* _Available data_:
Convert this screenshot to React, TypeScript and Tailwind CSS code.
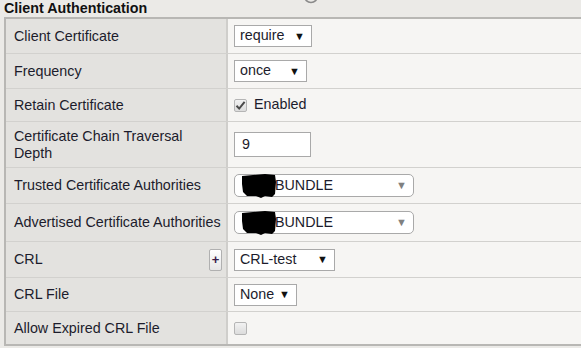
import React from "react";

type Row = {
  label: string;
  height: string;
  action?: React.ReactNode;
  value: React.ReactNode;
};

const Caret = ({ gray }: { gray?: boolean }) => (
  <span
    className={
      "text-[11px] leading-none " + (gray ? "text-[#808080]" : "text-[#111]")
    }
  >
    ▼
  </span>
);

const SimpleSelect = ({ text, width }: { text: string; width: string }) => (
  <div
    className={
      "flex h-[22px] items-center justify-between border border-[#a9a9a9] bg-white pl-[5px] pr-[6px] text-[14.3px] text-[#1c1c2c] " +
      width
    }
  >
    <span>{text}</span>
    <Caret />
  </div>
);

const Redacted = () => (
  <svg width="36" height="24" viewBox="0 0 36 24" className="-ml-[2px]">
    <path
      d="M1 2 L12 1 L24 0 L34 1 L35 8 L34 20 L31 23 L24 22 L20 24 L15 22 L6 22 L2 18 L1 10 Z"
      fill="#000"
    />
  </svg>
);

const BundleSelect = () => (
  <div className="flex h-[23px] w-[180px] items-center justify-between rounded-[5px] border border-[#a9a9a9] bg-white pl-[8px] pr-[6px] text-[14.3px] text-[#1c1c2c]">
    <span className="flex items-center">
      <Redacted />
      <span className="-ml-[2px]">BUNDLE</span>
    </span>
    <Caret gray />
  </div>
);

const Checkbox = ({ checked }: { checked?: boolean }) => (
  <span className="flex h-[13px] w-[13px] items-center justify-center rounded-[2px] border border-[#b5b5b5] bg-gradient-to-b from-[#f2f2f2] to-[#dcdcdc]">
    {checked && (
      <svg width="11" height="11" viewBox="0 0 11 11">
        <path
          d="M1.5 5.8 L4.2 8.6 L9.6 1.8"
          fill="none"
          stroke="#4a4a4a"
          strokeWidth="2"
        />
      </svg>
    )}
  </span>
);

const rows: Row[] = [
  {
    label: "Client Certificate",
    height: "h-[35px]",
    value: <SimpleSelect text="require" width="w-[78px]" />,
  },
  {
    label: "Frequency",
    height: "h-[35px]",
    value: <SimpleSelect text="once" width="w-[73px]" />,
  },
  {
    label: "Retain Certificate",
    height: "h-[33px]",
    value: (
      <div className="flex items-center gap-[7px]">
        <Checkbox checked />
        <span className="text-[14.3px] text-[#1c1c2c]">Enabled</span>
      </div>
    ),
  },
  {
    label: "Certificate Chain Traversal Depth",
    height: "h-[46px]",
    value: (
      <div className="flex h-[25px] w-[77px] items-center border border-[#a9a9a9] bg-white pl-[7px] text-[14.3px] text-[#1c1c2c]">
        9
      </div>
    ),
  },
  {
    label: "Trusted Certificate Authorities",
    height: "h-[36px]",
    value: <BundleSelect />,
  },
  {
    label: "Advertised Certificate Authorities",
    height: "h-[38px]",
    value: <BundleSelect />,
  },
  {
    label: "CRL",
    height: "h-[36px]",
    action: (
      <div className="flex h-[22px] w-[13px] items-center justify-center rounded-[2px] border border-[#b0b0b0] bg-gradient-to-b from-white to-[#e6e6e6] text-[13px] font-bold leading-none text-[#3a1c4a]">
        +
      </div>
    ),
    value: <SimpleSelect text="CRL-test" width="w-[101px]" />,
  },
  {
    label: "CRL File",
    height: "h-[34px]",
    value: <SimpleSelect text="None" width="w-[63px]" />,
  },
  {
    label: "Allow Expired CRL File",
    height: "h-[32px]",
    value: <Checkbox />,
  },
];

export default function App() {
  return (
    <div
      className="relative h-[348px] w-[581px] overflow-hidden bg-[#ebeae7]"
      style={{ fontFamily: '"Liberation Sans", Arial, sans-serif' }}
    >
      <svg
        width="16"
        height="16"
        viewBox="0 0 16 16"
        className="absolute left-[303px] top-[-12px]"
      >
        <circle cx="8" cy="8" r="6.5" fill="none" stroke="#8a8a8a" strokeWidth="1.6" />
      </svg>
      <div className="h-[17px] pl-[4px] text-[14.3px] font-bold leading-[16px] text-[#111]">
        Client Authentication
      </div>
      <div className="ml-[4px] border-t-2 border-b-2 border-l-2 border-[#b8b7b4]">
        {rows.map((row, i) => (
          <div
            key={row.label}
            className={
              "flex " +
              row.height +
              (i < rows.length - 1 ? " border-b border-[#d2d1ce]" : "")
            }
          >
            <div className="flex w-[222px] shrink-0 items-center justify-between border-r-2 border-[#cfcecb] bg-[#e3e2df] pl-[8px] pr-[4px] text-[14.3px] leading-[17px] text-[#1c1c2c]">
              <span className={i === 3 ? "w-[180px]" : ""}>{row.label}</span>
              {row.action}
            </div>
            <div className="flex flex-1 items-center bg-[#f6f5f3] pl-[6px]">
              {row.value}
            </div>
          </div>
        ))}
      </div>
    </div>
  );
}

* _Exercise details_: Reproduce the whole listing above word for word, but not its pictures.

* _Answer in full_:
Convert this screenshot to React, TypeScript and Tailwind CSS code.
import React from "react";

type Row = {
  label: string;
  height: string;
  action?: React.ReactNode;
  value: React.ReactNode;
};

const Caret = ({ gray }: { gray?: boolean }) => (
  <span
    className={
      "text-[11px] leading-none " + (gray ? "text-[#808080]" : "text-[#111]")
    }
  >
    ▼
  </span>
);

const SimpleSelect = ({ text, width }: { text: string; width: string }) => (
  <div
    className={
      "flex h-[22px] items-center justify-between border border-[#a9a9a9] bg-white pl-[5px] pr-[6px] text-[14.3px] text-[#1c1c2c] " +
      width
    }
  >
    <span>{text}</span>
    <Caret />
  </div>
);

const Redacted = () => (
  <svg width="36" height="24" viewBox="0 0 36 24" className="-ml-[2px]">
    <path
      d="M1 2 L12 1 L24 0 L34 1 L35 8 L34 20 L31 23 L24 22 L20 24 L15 22 L6 22 L2 18 L1 10 Z"
      fill="#000"
    />
  </svg>
);

const BundleSelect = () => (
  <div className="flex h-[23px] w-[180px] items-center justify-between rounded-[5px] border border-[#a9a9a9] bg-white pl-[8px] pr-[6px] text-[14.3px] text-[#1c1c2c]">
    <span className="flex items-center">
      <Redacted />
      <span className="-ml-[2px]">BUNDLE</span>
    </span>
    <Caret gray />
  </div>
);

const Checkbox = ({ checked }: { checked?: boolean }) => (
  <span className="flex h-[13px] w-[13px] items-center justify-center rounded-[2px] border border-[#b5b5b5] bg-gradient-to-b from-[#f2f2f2] to-[#dcdcdc]">
    {checked && (
      <svg width="11" height="11" viewBox="0 0 11 11">
        <path
          d="M1.5 5.8 L4.2 8.6 L9.6 1.8"
          fill="none"
          stroke="#4a4a4a"
          strokeWidth="2"
        />
      </svg>
    )}
  </span>
);

const rows: Row[] = [
  {
    label: "Client Certificate",
    height: "h-[35px]",
    value: <SimpleSelect text="require" width="w-[78px]" />,
  },
  {
    label: "Frequency",
    height: "h-[35px]",
    value: <SimpleSelect text="once" width="w-[73px]" />,
  },
  {
    label: "Retain Certificate",
    height: "h-[33px]",
    value: (
      <div className="flex items-center gap-[7px]">
        <Checkbox checked />
        <span className="text-[14.3px] text-[#1c1c2c]">Enabled</span>
      </div>
    ),
  },
  {
    label: "Certificate Chain Traversal Depth",
    height: "h-[46px]",
    value: (
      <div className="flex h-[25px] w-[77px] items-center border border-[#a9a9a9] bg-white pl-[7px] text-[14.3px] text-[#1c1c2c]">
        9
      </div>
    ),
  },
  {
    label: "Trusted Certificate Authorities",
    height: "h-[36px]",
    value: <BundleSelect />,
  },
  {
    label: "Advertised Certificate Authorities",
    height: "h-[38px]",
    value: <BundleSelect />,
  },
  {
    label: "CRL",
    height: "h-[36px]",
    action: (
      <div className="flex h-[22px] w-[13px] items-center justify-center rounded-[2px] border border-[#b0b0b0] bg-gradient-to-b from-white to-[#e6e6e6] text-[13px] font-bold leading-none text-[#3a1c4a]">
        +
      </div>
    ),
    value: <SimpleSelect text="CRL-test" width="w-[101px]" />,
  },
  {
    label: "CRL File",
    height: "h-[34px]",
    value: <SimpleSelect text="None" width="w-[63px]" />,
  },
  {
    label: "Allow Expired CRL File",
    height: "h-[32px]",
    value: <Checkbox />,
  },
];

export default function App() {
  return (
    <div
      className="relative h-[348px] w-[581px] overflow-hidden bg-[#ebeae7]"
      style={{ fontFamily: '"Liberation Sans", Arial, sans-serif' }}
    >
      <svg
        width="16"
        height="16"
        viewBox="0 0 16 16"
        className="absolute left-[303px] top-[-12px]"
      >
        <circle cx="8" cy="8" r="6.5" fill="none" stroke="#8a8a8a" strokeWidth="1.6" />
      </svg>
      <div className="h-[17px] pl-[4px] text-[14.3px] font-bold leading-[16px] text-[#111]">
        Client Authentication
      </div>
      <div className="ml-[4px] border-t-2 border-b-2 border-l-2 border-[#b8b7b4]">
        {rows.map((row, i) => (
          <div
            key={row.label}
            className={
              "flex " +
              row.height +
              (i < rows.length - 1 ? " border-b border-[#d2d1ce]" : "")
            }
          >
            <div className="flex w-[222px] shrink-0 items-center justify-between border-r-2 border-[#cfcecb] bg-[#e3e2df] pl-[8px] pr-[4px] text-[14.3px] leading-[17px] text-[#1c1c2c]">
              <span className={i === 3 ? "w-[180px]" : ""}>{row.label}</span>
              {row.action}
            </div>
            <div className="flex flex-1 items-center bg-[#f6f5f3] pl-[6px]">
              {row.value}
            </div>
          </div>
        ))}
      </div>
    </div>
  );
}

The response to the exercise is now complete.